= Data extract =

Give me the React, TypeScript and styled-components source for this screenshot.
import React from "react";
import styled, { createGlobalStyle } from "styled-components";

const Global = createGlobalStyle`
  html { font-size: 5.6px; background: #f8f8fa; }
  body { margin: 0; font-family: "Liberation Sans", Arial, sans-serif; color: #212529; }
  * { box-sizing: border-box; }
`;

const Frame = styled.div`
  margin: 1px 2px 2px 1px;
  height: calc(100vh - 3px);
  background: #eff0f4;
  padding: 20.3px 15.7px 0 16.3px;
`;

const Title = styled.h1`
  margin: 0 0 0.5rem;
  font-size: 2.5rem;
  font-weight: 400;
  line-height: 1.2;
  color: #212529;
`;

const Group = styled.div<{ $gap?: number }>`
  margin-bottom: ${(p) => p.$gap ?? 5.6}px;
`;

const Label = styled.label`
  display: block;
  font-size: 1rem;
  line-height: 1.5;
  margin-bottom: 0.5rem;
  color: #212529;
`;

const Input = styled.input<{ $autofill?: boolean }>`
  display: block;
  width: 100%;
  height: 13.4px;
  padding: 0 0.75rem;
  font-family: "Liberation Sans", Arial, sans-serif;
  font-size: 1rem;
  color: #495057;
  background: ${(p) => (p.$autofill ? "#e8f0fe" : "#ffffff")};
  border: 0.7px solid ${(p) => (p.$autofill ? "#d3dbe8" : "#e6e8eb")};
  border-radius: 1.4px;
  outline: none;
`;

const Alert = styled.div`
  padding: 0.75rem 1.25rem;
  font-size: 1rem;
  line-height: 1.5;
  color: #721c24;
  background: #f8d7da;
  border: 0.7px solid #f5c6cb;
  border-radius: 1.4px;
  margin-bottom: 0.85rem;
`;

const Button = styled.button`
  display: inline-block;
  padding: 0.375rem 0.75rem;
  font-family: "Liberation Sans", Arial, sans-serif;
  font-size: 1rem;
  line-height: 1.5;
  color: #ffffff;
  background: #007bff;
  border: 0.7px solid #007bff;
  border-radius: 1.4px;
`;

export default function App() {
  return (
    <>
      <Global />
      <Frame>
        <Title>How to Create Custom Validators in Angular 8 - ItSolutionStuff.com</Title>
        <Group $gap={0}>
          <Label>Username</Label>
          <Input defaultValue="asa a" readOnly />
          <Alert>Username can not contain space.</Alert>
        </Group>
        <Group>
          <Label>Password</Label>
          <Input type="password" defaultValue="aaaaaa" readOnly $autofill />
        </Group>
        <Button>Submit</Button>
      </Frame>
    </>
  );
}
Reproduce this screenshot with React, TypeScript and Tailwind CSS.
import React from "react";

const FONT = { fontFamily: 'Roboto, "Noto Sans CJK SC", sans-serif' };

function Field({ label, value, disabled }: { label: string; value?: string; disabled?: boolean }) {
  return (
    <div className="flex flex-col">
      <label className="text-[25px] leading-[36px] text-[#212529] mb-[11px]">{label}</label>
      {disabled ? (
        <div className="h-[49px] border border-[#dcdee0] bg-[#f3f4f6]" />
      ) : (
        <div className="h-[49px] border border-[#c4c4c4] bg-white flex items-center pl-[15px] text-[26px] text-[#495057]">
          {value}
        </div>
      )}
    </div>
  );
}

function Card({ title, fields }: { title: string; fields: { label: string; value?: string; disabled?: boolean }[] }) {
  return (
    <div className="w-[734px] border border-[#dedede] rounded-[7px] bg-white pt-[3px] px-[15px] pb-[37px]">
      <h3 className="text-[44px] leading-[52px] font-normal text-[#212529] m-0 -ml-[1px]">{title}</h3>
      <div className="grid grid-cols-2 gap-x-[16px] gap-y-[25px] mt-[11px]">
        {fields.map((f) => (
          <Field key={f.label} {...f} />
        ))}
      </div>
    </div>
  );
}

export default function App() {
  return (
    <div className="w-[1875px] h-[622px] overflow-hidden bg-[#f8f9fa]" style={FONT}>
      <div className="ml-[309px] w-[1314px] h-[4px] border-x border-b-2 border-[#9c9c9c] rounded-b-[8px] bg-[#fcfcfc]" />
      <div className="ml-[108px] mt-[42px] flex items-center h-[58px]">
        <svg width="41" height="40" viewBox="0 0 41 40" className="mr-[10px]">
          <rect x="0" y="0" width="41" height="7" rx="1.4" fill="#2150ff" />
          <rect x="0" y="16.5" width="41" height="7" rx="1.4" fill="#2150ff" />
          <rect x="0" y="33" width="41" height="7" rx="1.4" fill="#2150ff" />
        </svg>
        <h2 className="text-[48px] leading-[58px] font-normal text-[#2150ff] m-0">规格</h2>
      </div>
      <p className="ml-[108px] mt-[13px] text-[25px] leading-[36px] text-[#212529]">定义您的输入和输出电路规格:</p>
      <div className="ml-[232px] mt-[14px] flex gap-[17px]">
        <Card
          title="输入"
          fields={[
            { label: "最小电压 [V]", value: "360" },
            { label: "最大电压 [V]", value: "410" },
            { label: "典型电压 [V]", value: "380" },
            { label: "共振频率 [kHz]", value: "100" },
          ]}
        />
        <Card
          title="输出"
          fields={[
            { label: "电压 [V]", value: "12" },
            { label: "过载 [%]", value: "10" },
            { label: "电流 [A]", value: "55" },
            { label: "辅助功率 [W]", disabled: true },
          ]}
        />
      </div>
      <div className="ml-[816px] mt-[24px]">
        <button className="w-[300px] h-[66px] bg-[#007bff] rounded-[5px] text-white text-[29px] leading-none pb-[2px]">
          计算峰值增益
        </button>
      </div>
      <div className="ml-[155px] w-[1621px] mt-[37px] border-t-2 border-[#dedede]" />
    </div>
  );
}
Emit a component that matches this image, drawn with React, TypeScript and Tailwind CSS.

= Stated problem =
Copy out each line above, character for character.

= Written solution =
Give me the React, TypeScript and styled-components source for this screenshot.
import React from "react";
import styled, { createGlobalStyle } from "styled-components";

const Global = createGlobalStyle`
  html { font-size: 5.6px; background: #f8f8fa; }
  body { margin: 0; font-family: "Liberation Sans", Arial, sans-serif; color: #212529; }
  * { box-sizing: border-box; }
`;

const Frame = styled.div`
  margin: 1px 2px 2px 1px;
  height: calc(100vh - 3px);
  background: #eff0f4;
  padding: 20.3px 15.7px 0 16.3px;
`;

const Title = styled.h1`
  margin: 0 0 0.5rem;
  font-size: 2.5rem;
  font-weight: 400;
  line-height: 1.2;
  color: #212529;
`;

const Group = styled.div<{ $gap?: number }>`
  margin-bottom: ${(p) => p.$gap ?? 5.6}px;
`;

const Label = styled.label`
  display: block;
  font-size: 1rem;
  line-height: 1.5;
  margin-bottom: 0.5rem;
  color: #212529;
`;

const Input = styled.input<{ $autofill?: boolean }>`
  display: block;
  width: 100%;
  height: 13.4px;
  padding: 0 0.75rem;
  font-family: "Liberation Sans", Arial, sans-serif;
  font-size: 1rem;
  color: #495057;
  background: ${(p) => (p.$autofill ? "#e8f0fe" : "#ffffff")};
  border: 0.7px solid ${(p) => (p.$autofill ? "#d3dbe8" : "#e6e8eb")};
  border-radius: 1.4px;
  outline: none;
`;

const Alert = styled.div`
  padding: 0.75rem 1.25rem;
  font-size: 1rem;
  line-height: 1.5;
  color: #721c24;
  background: #f8d7da;
  border: 0.7px solid #f5c6cb;
  border-radius: 1.4px;
  margin-bottom: 0.85rem;
`;

const Button = styled.button`
  display: inline-block;
  padding: 0.375rem 0.75rem;
  font-family: "Liberation Sans", Arial, sans-serif;
  font-size: 1rem;
  line-height: 1.5;
  color: #ffffff;
  background: #007bff;
  border: 0.7px solid #007bff;
  border-radius: 1.4px;
`;

export default function App() {
  return (
    <>
      <Global />
      <Frame>
        <Title>How to Create Custom Validators in Angular 8 - ItSolutionStuff.com</Title>
        <Group $gap={0}>
          <Label>Username</Label>
          <Input defaultValue="asa a" readOnly />
          <Alert>Username can not contain space.</Alert>
        </Group>
        <Group>
          <Label>Password</Label>
          <Input type="password" defaultValue="aaaaaa" readOnly $autofill />
        </Group>
        <Button>Submit</Button>
      </Frame>
    </>
  );
}
Reproduce this screenshot with React, TypeScript and Tailwind CSS.
import React from "react";

const FONT = { fontFamily: 'Roboto, "Noto Sans CJK SC", sans-serif' };

function Field({ label, value, disabled }: { label: string; value?: string; disabled?: boolean }) {
  return (
    <div className="flex flex-col">
      <label className="text-[25px] leading-[36px] text-[#212529] mb-[11px]">{label}</label>
      {disabled ? (
        <div className="h-[49px] border border-[#dcdee0] bg-[#f3f4f6]" />
      ) : (
        <div className="h-[49px] border border-[#c4c4c4] bg-white flex items-center pl-[15px] text-[26px] text-[#495057]">
          {value}
        </div>
      )}
    </div>
  );
}

function Card({ title, fields }: { title: string; fields: { label: string; value?: string; disabled?: boolean }[] }) {
  return (
    <div className="w-[734px] border border-[#dedede] rounded-[7px] bg-white pt-[3px] px-[15px] pb-[37px]">
      <h3 className="text-[44px] leading-[52px] font-normal text-[#212529] m-0 -ml-[1px]">{title}</h3>
      <div className="grid grid-cols-2 gap-x-[16px] gap-y-[25px] mt-[11px]">
        {fields.map((f) => (
          <Field key={f.label} {...f} />
        ))}
      </div>
    </div>
  );
}

export default function App() {
  return (
    <div className="w-[1875px] h-[622px] overflow-hidden bg-[#f8f9fa]" style={FONT}>
      <div className="ml-[309px] w-[1314px] h-[4px] border-x border-b-2 border-[#9c9c9c] rounded-b-[8px] bg-[#fcfcfc]" />
      <div className="ml-[108px] mt-[42px] flex items-center h-[58px]">
        <svg width="41" height="40" viewBox="0 0 41 40" className="mr-[10px]">
          <rect x="0" y="0" width="41" height="7" rx="1.4" fill="#2150ff" />
          <rect x="0" y="16.5" width="41" height="7" rx="1.4" fill="#2150ff" />
          <rect x="0" y="33" width="41" height="7" rx="1.4" fill="#2150ff" />
        </svg>
        <h2 className="text-[48px] leading-[58px] font-normal text-[#2150ff] m-0">规格</h2>
      </div>
      <p className="ml-[108px] mt-[13px] text-[25px] leading-[36px] text-[#212529]">定义您的输入和输出电路规格:</p>
      <div className="ml-[232px] mt-[14px] flex gap-[17px]">
        <Card
          title="输入"
          fields={[
            { label: "最小电压 [V]", value: "360" },
            { label: "最大电压 [V]", value: "410" },
            { label: "典型电压 [V]", value: "380" },
            { label: "共振频率 [kHz]", value: "100" },
          ]}
        />
        <Card
          title="输出"
          fields={[
            { label: "电压 [V]", value: "12" },
            { label: "过载 [%]", value: "10" },
            { label: "电流 [A]", value: "55" },
            { label: "辅助功率 [W]", disabled: true },
          ]}
        />
      </div>
      <div className="ml-[816px] mt-[24px]">
        <button className="w-[300px] h-[66px] bg-[#007bff] rounded-[5px] text-white text-[29px] leading-none pb-[2px]">
          计算峰值增益
        </button>
      </div>
      <div className="ml-[155px] w-[1621px] mt-[37px] border-t-2 border-[#dedede]" />
    </div>
  );
}
Emit a component that matches this image, drawn with React, TypeScript and Tailwind CSS.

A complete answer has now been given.